Penny wrote the lyrics for The Lost Boys (Roger composed the tune). “It's such a difficult issue, but it's so important to talk openly about youth suicide. Knowing a few young men who have taken this tragic path I focused on them, although I know that depression is a universal issue. Boys and young men find it so difficult to show vulnerability and ask for help. They can be gone before anyone knows they are in trouble,” says Penny.

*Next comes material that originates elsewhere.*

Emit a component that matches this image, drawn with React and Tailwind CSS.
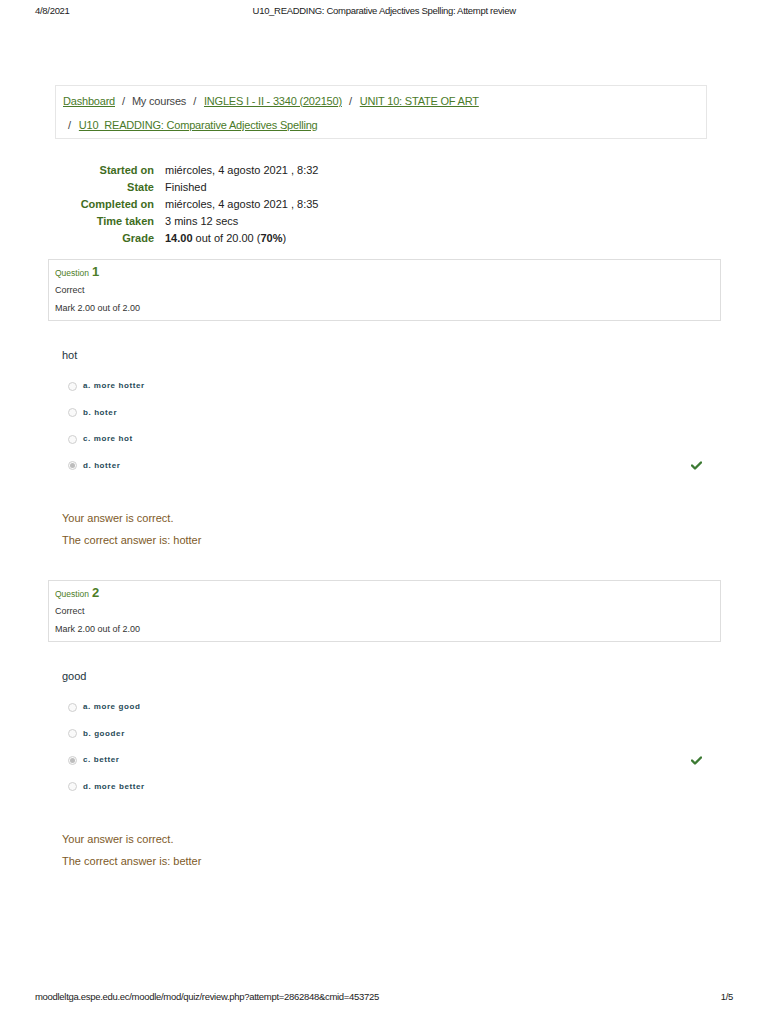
import React from 'react';

const Radio = ({ checked }) => (
  <span className="w-[9px] h-[9px] rounded-full border border-[#cfcfcf] bg-[#fafafa] flex items-center justify-center shrink-0">
    {checked && <span className="w-[5px] h-[5px] rounded-full bg-[#bdbdbd]" />}
  </span>
);

const Check = () => (
  <svg width="11" height="9" viewBox="0 0 11 9">
    <polyline points="1,4.5 4,7.5 10,1.5" fill="none" stroke="#3c7a33" strokeWidth="2.4" strokeLinecap="round" strokeLinejoin="round" />
  </svg>
);

const Question = ({ num, prompt, options, answer, correctText }) => (
  <div className="flex flex-col">
    <div className="ml-[48px] w-[673px] h-[62px] border border-[#dedede] pl-[6px] pt-[5px] flex flex-col">
      <div className="flex items-baseline gap-[3px] text-[#4c7d27] h-[14px]">
        <span className="text-[8.5px]">Question</span>
        <span className="text-[13px] font-bold leading-none">{num}</span>
      </div>
      <div className="text-[9px] text-[#333] mt-[5px] h-[18px]">Correct</div>
      <div className="text-[9px] text-[#333]">Mark 2.00 out of 2.00</div>
    </div>
    <div className="ml-[62px] mt-[27px] text-[11px] text-[#1d3440] h-[14px] leading-[14px]">{prompt}</div>
    <div className="flex flex-col mt-[11px]">
      {options.map((o, i) => (
        <div key={o} className="flex items-center h-[26.5px] pl-[68px] w-[702px]">
          <Radio checked={i === answer} />
          <span className="ml-[6px] text-[8px] font-bold tracking-[0.6px] text-[#264a58]">{o}</span>
          {i === answer && (
            <span className="ml-auto">
              <Check />
            </span>
          )}
        </div>
      ))}
    </div>
    <div className="ml-[62px] mt-[32px] text-[11px] text-[#7d5a28] leading-[14px]">Your answer is correct.</div>
    <div className="ml-[62px] mt-[8px] text-[11px] text-[#7d5a28] leading-[14px]">The correct answer is: {correctText}</div>
  </div>
);

const rows = [
  ['Started on', 'miércoles, 4 agosto 2021 , 8:32'],
  ['State', 'Finished'],
  ['Completed on', 'miércoles, 4 agosto 2021 , 8:35'],
  ['Time taken', '3 mins 12 secs'],
];

export default function App() {
  return (
    <div className="w-[768px] h-[1024px] bg-white flex flex-col font-['Liberation_Sans',Arial,sans-serif] text-[#222]">
      {/* print header */}
      <div className="flex h-[20px] pt-[4px] text-[9.5px] tracking-[-0.3px] text-[#222]">
        <span className="ml-[35px]">4/8/2021</span>
        <span className="ml-[183px]">U10_READDING: Comparative Adjectives Spelling: Attempt review</span>
      </div>

      {/* breadcrumb */}
      <div className="ml-[55px] mt-[65px] w-[652px] h-[54px] border border-[#e6e6e6] pl-[7px] flex flex-col text-[11px] tracking-[-0.2px]">
        <div className="flex items-center h-[14px] mt-[8px] gap-[7px]">
          <a className="text-[#4a7a28] underline">Dashboard</a>
          <span className="text-[#444]">/</span>
          <span className="text-[#444]">My courses</span>
          <span className="text-[#444]">/</span>
          <a className="text-[#4a7a28] underline ml-[1px]">INGLES I - II - 3340 (202150)</a>
          <span className="text-[#444]">/</span>
          <a className="text-[#4a7a28] underline ml-[1px]">UNIT 10: STATE OF ART</a>
        </div>
        <div className="flex items-center h-[14px] mt-[10px] gap-[8px] pl-[5px]">
          <span className="text-[#444]">/</span>
          <a className="text-[#4a7a28] underline">U10_READDING: Comparative Adjectives Spelling</a>
        </div>
      </div>

      {/* summary */}
      <div className="mt-[23px] flex flex-col text-[11px]">
        {rows.map(([k, v]) => (
          <div key={k} className="flex h-[17px] items-center">
            <span className="w-[154px] text-right font-bold text-[#3f6d1e]">{k}</span>
            <span className="ml-[11px] text-[#222]">{v}</span>
          </div>
        ))}
        <div className="flex h-[17px] items-center">
          <span className="w-[154px] text-right font-bold text-[#3f6d1e]">Grade</span>
          <span className="ml-[11px] text-[#222]">
            <b>14.00</b> out of 20.00 (<b>70%</b>)
          </span>
        </div>
      </div>

      <div className="mt-[12px]">
        <Question
          num="1"
          prompt="hot"
          options={['a. more hotter', 'b. hoter', 'c. more hot', 'd. hotter']}
          answer={3}
          correctText="hotter"
        />
      </div>

      <div className="mt-[33px]">
        <Question
          num="2"
          prompt="good"
          options={['a. more good', 'b. gooder', 'c. better', 'd. more better']}
          answer={2}
          correctText="better"
        />
      </div>

      {/* print footer */}
      <div className="mt-auto mb-[20px] flex text-[9.5px] tracking-[-0.3px] text-[#222]">
        <span className="ml-[35px]">moodleltga.espe.edu.ec/moodle/mod/quiz/review.php?attempt=2862848&amp;cmid=453725</span>
        <span className="ml-auto mr-[35px]">1/5</span>
      </div>
    </div>
  );
}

Roger's brother, Tony Ilott *who plays bass on the album) wrote the lyrics to Long Time Waiting and Roger came up with the tune. The Wave Hill walk-off of 1966 (where indigenous station hands went on strike for fair pay) resulted in the handing back, nine years later, of some of their stolen land to the Gurindji people. “As for the rest … still waiting,” says Tony.

For the Children
is a “letter to an old friend”. “It was the last song Gary Shearston wrote - the one he was due to record in our studio on the day he had a fatal stroke. We promised Gary we would get his songs out into the world. I had the lyrics, but no tune, so wrote a melody for the song,” says Roger.

Penny & Roger live in a fruit growing region in Queensland. “At picking time,” says Penny, “the town fills up with young people from all over the world. Their youthful energy enlivens the town, while the district shares its beauty with these Windfalls, who are blown in from everywhere.”

In 2021 Penny and Roger were involved in an outreach programme run by the Royal Flying Doctor Service. “We were doing a songwriting workshop that day and Dave Kerrigan, the Project Coordinator, came out with the phrase ‘you still need Good Bait to catch a yellow belly' (that's a kind of freshwater fish),” explains Penny. “So between Dave, Roger and me, we came up with the rest of the song one afternoon at RFDS HQ in Thargomindah, Queensland.”

Penny first heard Crossing the Bar sung by some beautiful voices in Maine, USA. “It stayed in my head and would pop out from time to time until Roger noticed me singing it to myself and suggested we should record it,” says Penny. “A.L. Tennyson wrote the poem in 1889 and Rani Arbo has written this gorgeous tune in more recent times.”